Here’s how we recalculated safe payload after all add-ons:
- Max Tongue Weight (per truck): 1,200 lbs (F-250 4x4 w/ factory tow package)
- Safe Target (15% margin): ≤ 1,020 lbs
- Measured Empty Tongue Weight: 562 lbs
- Remaining Tongue Budget: 458 lbs
- Deduct Add-Ons: 48-lb bike rack + 84-lb propane (full) + 33-lb AGM battery = 165 lbs
- Final Usable Tongue Budget for Cargo/Water: 293 lbs
That meant we could only carry ~35 gallons of fresh water (292 lbs) if we wanted to keep room for gear. Not the full 60. That changed our entire water strategy on our first trip to Yosemite—we now fill at Crane Flat instead of carrying it all from home.
What We Do Now (and What I Recommend)
We measure tongue weight every time before a trip longer than 100 miles. Not just once. Because conditions change. That 20° uphill grade into Flagstaff? Adds 3–5% to dynamic tongue load. That 40-mph crosswind near Albuquerque? Amplifies leverage. We keep our Sherline in the truck’s center console—alongside tire pressure gauges and a torque wrench for hitch bolts.

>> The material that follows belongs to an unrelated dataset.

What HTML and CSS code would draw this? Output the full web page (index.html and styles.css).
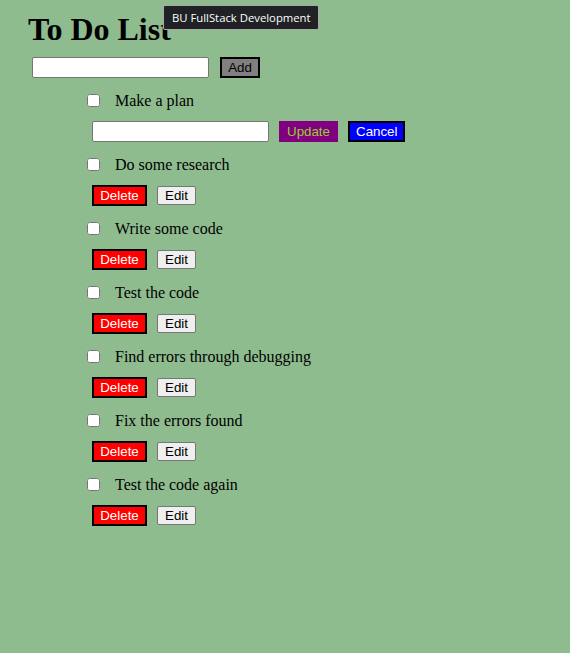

If you’re buying a Puma 23RS (or any front-heavy travel trailer), do this before you drive off the lot:
- Verify tongue weight with everything installed: batteries, LP tanks, awning, AC unit—even the spare tire mount.
- Fill fresh water to 25% capacity, then measure. Adjust cargo placement until tongue weight hits ≤ 475 lbs (for 580-lb max).
- Test dynamic load: apply trailer brakes manually at 5 mph on level pavement. Re-measure. If it jumps >10%, re-evaluate cargo distribution.
- Record your final numbers on a laminated card taped inside the trailer’s electrical panel. Include date, water level, propane status, and cargo locations.
Our 187-lb overload didn’t bend an axle or snap a bolt. But it scared us. It cost us half a day. And it reminded me why I write for this site: because no one hands you a “tongue weight survival kit” at delivery. You learn it the hard way—or from someone who already did.
So yeah—measure it. With the right tool. At the right time. And never trust the sticker more than your own scale.